> **Exercise directions**:
Every line with the string "uses" should be gathered.

╭─ Dataset rows

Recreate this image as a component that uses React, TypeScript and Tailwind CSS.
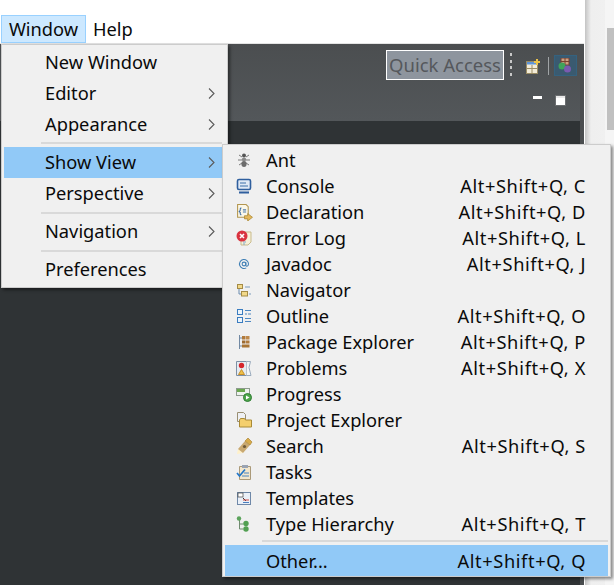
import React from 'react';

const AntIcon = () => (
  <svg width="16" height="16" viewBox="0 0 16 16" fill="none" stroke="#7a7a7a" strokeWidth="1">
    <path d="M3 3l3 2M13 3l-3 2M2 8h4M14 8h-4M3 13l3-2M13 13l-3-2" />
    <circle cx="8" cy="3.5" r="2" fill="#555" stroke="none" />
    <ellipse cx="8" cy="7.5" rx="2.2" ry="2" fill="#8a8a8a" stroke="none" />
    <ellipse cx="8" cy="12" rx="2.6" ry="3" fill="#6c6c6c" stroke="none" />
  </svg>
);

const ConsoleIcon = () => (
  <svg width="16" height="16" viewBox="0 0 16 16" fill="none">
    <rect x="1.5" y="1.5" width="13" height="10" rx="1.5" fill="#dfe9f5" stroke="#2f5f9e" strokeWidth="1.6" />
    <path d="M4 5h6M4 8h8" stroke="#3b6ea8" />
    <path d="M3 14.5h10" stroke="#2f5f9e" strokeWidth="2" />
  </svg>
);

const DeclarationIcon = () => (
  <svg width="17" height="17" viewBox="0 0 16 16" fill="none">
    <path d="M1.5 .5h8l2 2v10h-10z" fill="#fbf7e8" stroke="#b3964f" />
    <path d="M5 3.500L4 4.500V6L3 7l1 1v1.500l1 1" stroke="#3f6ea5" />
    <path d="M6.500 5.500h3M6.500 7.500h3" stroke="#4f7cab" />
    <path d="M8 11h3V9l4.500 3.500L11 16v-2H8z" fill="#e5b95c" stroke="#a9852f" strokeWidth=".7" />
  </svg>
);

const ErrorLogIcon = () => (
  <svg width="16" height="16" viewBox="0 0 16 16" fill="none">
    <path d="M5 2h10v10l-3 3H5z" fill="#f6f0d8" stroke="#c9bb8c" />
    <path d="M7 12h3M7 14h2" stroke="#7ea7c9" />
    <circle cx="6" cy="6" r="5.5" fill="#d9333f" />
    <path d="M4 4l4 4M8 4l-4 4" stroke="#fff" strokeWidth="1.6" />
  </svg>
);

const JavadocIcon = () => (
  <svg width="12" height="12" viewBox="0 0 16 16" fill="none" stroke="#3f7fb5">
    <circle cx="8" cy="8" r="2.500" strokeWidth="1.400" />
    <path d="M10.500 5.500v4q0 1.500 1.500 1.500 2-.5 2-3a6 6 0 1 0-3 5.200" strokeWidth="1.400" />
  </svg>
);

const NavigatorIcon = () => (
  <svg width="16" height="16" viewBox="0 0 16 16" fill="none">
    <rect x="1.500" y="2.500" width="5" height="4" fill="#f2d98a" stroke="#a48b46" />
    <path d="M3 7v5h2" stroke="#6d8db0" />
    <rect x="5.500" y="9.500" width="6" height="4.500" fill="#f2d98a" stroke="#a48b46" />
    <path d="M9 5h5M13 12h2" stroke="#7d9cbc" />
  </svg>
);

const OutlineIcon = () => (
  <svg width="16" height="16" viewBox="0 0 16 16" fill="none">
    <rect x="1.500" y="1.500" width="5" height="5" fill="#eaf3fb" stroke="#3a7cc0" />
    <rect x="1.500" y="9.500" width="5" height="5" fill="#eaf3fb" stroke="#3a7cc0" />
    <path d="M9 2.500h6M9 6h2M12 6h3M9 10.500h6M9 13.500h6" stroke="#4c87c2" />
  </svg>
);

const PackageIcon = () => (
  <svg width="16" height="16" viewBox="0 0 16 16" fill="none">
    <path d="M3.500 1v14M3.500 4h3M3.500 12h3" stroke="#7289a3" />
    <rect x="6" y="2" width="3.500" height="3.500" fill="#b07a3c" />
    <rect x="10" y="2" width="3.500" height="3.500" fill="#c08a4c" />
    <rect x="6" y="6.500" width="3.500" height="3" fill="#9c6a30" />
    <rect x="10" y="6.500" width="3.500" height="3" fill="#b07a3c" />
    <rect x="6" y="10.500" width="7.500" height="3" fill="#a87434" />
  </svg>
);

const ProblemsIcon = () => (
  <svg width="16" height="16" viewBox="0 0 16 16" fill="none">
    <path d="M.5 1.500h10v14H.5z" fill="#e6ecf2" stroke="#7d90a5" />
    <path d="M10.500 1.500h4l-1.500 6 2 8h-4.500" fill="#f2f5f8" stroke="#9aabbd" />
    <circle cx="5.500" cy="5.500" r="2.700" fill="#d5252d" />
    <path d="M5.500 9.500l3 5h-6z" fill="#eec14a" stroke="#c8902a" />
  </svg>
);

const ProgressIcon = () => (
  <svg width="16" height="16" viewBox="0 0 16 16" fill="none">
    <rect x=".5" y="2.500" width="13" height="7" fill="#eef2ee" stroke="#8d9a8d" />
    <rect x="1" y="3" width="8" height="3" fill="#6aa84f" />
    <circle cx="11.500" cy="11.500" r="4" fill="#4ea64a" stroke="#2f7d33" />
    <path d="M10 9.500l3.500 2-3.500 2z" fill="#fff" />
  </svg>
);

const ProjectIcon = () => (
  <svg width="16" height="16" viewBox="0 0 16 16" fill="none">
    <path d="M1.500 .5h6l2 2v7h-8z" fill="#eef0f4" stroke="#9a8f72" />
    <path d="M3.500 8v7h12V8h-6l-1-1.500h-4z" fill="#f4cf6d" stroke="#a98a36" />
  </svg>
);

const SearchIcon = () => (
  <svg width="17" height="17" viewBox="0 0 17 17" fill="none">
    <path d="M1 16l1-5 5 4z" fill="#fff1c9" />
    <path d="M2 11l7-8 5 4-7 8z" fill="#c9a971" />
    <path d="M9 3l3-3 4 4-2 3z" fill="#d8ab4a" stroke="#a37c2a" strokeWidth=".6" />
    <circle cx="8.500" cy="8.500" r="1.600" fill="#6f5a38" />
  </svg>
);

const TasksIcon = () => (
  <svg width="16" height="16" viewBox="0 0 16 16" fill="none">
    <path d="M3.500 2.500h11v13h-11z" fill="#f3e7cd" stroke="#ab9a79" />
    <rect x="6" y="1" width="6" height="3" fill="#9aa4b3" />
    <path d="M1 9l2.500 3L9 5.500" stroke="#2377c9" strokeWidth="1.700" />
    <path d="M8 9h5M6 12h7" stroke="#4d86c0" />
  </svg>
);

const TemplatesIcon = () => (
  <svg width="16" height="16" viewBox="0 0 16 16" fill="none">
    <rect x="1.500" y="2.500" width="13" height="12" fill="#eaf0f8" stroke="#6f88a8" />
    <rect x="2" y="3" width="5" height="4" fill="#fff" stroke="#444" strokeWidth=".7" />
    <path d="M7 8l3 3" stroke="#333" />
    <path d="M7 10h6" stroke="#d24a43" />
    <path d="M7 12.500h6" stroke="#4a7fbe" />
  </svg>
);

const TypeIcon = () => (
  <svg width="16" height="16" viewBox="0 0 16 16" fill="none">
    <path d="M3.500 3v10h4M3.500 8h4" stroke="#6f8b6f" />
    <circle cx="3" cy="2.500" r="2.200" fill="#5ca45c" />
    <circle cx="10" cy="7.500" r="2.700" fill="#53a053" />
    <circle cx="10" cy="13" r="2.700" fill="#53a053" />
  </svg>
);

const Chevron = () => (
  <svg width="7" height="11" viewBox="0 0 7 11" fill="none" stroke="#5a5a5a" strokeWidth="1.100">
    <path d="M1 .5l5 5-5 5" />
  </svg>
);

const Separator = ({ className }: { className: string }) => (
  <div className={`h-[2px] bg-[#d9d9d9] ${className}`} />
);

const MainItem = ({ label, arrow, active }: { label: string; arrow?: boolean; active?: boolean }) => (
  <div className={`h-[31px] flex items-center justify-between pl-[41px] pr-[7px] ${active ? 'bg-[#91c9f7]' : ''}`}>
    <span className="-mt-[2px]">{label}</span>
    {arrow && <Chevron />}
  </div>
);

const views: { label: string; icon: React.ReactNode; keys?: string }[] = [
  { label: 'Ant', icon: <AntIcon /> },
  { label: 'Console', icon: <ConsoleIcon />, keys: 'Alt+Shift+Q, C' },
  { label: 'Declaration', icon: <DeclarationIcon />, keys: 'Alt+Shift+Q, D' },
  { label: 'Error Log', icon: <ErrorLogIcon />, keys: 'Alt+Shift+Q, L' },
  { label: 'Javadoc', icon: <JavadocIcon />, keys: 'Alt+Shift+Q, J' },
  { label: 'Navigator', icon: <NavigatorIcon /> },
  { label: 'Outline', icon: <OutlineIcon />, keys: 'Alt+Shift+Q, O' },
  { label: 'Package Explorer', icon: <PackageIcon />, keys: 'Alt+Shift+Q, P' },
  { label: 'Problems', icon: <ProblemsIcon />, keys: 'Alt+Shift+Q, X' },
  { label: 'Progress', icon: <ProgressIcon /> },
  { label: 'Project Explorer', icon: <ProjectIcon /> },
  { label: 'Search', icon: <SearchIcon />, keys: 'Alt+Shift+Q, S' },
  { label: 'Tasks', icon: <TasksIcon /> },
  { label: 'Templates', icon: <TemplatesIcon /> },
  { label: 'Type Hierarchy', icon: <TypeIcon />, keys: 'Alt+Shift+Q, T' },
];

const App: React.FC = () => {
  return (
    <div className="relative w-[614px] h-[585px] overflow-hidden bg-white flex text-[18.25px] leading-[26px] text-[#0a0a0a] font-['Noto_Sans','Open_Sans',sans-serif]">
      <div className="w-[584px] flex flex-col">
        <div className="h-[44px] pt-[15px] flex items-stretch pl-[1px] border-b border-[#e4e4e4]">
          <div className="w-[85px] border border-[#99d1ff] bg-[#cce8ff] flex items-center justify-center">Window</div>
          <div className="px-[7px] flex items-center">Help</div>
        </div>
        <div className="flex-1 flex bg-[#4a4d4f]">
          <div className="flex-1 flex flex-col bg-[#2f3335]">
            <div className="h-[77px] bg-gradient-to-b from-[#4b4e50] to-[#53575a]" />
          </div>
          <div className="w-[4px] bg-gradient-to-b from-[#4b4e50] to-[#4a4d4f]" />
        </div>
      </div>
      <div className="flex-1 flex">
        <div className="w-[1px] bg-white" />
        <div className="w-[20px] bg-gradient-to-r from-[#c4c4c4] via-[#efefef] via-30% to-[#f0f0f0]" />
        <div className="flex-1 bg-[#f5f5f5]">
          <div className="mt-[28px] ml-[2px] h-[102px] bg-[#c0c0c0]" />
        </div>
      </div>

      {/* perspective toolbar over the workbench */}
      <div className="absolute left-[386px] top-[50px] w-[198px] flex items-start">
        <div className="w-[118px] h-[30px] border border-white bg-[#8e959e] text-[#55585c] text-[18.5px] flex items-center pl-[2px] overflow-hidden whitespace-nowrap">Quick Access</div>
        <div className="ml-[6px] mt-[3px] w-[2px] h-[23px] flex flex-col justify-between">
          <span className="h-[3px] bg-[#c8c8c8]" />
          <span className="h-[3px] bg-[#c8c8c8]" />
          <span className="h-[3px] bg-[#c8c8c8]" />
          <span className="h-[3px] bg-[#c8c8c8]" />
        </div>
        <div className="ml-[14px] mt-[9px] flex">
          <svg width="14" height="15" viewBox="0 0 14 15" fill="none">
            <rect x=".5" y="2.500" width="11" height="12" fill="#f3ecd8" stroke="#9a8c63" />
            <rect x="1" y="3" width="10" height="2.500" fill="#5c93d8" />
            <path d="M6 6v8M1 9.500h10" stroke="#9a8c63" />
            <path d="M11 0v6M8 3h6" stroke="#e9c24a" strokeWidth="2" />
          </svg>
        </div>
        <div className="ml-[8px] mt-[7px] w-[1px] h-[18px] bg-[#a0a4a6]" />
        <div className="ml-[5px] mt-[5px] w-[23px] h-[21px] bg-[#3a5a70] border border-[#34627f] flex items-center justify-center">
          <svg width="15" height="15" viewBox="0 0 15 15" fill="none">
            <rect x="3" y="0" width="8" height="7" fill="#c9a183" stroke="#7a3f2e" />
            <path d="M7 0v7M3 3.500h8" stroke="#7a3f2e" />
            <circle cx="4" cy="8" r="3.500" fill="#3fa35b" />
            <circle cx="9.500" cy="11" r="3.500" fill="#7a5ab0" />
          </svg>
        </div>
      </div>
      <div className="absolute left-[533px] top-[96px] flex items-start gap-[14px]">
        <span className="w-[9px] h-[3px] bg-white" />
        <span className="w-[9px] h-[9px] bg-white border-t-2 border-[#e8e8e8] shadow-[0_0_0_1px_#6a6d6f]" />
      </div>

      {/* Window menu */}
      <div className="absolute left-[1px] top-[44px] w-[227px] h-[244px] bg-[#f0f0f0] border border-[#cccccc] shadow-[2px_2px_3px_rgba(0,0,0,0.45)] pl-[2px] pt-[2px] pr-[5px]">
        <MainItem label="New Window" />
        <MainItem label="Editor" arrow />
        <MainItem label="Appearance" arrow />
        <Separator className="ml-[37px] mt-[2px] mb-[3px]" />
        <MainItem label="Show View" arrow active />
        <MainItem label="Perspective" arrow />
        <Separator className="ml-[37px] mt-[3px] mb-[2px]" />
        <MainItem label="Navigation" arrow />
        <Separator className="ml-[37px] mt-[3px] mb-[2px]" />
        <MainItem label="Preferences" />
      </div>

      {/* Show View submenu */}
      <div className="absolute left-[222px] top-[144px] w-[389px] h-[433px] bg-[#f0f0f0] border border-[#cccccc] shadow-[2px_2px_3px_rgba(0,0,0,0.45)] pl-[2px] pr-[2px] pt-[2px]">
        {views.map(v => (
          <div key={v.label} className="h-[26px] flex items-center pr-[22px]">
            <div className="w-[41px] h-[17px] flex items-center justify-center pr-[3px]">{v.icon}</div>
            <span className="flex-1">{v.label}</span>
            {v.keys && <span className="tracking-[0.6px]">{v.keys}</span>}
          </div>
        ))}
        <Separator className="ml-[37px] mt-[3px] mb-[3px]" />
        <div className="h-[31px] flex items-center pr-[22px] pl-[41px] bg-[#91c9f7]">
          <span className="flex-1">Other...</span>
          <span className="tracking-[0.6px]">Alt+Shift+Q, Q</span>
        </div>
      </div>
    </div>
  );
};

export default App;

╰─
╭─ Dataset rows

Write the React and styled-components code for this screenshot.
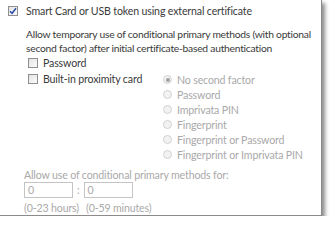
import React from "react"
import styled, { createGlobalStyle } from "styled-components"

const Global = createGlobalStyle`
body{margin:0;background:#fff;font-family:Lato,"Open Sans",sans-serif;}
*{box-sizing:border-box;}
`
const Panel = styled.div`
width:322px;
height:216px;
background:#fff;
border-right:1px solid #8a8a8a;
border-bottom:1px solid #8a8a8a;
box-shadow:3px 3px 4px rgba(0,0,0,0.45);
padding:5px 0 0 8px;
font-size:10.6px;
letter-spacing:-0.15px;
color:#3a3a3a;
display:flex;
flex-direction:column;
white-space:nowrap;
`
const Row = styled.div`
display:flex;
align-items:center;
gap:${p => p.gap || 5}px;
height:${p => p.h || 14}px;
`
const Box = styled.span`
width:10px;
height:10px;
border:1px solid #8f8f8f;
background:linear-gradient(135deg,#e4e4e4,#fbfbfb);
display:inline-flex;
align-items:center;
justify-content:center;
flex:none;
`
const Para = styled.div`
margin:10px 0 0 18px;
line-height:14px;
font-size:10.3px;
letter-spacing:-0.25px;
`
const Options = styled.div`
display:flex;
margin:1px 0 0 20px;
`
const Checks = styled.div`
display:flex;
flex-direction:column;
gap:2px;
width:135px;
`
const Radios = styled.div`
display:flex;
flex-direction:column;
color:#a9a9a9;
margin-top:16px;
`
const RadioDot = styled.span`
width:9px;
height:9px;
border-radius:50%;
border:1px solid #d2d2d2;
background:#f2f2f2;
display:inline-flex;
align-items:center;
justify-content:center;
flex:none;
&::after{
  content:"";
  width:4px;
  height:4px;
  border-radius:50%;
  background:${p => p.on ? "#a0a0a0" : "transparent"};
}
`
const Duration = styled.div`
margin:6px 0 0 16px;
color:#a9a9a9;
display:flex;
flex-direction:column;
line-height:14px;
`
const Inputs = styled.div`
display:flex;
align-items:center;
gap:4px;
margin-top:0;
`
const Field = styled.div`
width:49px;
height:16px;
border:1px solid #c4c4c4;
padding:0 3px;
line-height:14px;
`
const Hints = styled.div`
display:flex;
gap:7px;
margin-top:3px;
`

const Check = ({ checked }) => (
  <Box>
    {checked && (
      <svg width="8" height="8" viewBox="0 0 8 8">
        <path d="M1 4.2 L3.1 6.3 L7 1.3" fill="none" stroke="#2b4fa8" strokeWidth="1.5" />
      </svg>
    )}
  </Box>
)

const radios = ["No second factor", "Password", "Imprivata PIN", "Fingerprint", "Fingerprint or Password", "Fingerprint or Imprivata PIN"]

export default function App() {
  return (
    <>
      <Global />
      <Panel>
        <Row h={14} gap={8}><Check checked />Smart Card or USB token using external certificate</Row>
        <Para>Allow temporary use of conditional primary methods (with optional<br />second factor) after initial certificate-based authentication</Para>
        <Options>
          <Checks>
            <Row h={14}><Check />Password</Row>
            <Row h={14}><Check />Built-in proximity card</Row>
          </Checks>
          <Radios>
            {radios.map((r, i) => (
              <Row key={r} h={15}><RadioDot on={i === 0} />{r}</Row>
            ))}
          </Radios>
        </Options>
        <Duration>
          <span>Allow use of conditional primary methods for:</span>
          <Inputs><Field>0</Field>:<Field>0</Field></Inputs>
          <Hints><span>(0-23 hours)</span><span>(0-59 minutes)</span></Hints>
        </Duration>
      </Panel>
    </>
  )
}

╰─
╭─ Dataset rows

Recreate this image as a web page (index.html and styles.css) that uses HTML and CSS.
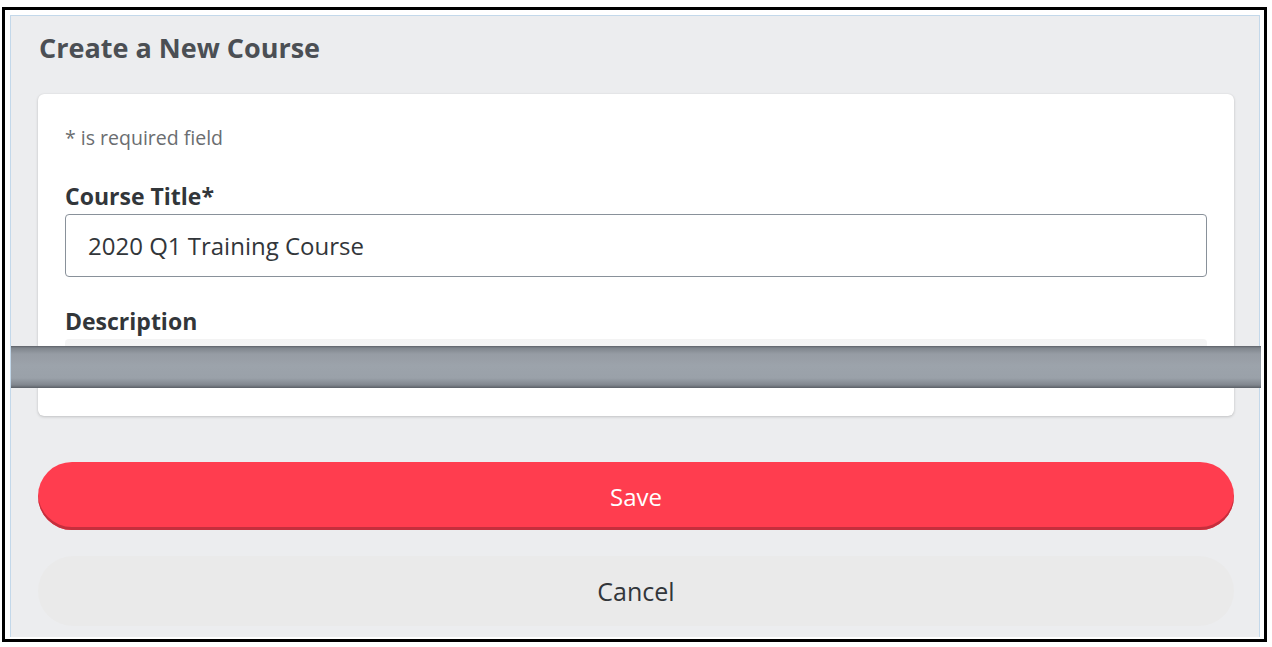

╰─

> **Reply to the task**:
Recreate this image as a component that uses React, TypeScript and Tailwind CSS.
Recreate this image as a web page (index.html and styles.css) that uses HTML and CSS.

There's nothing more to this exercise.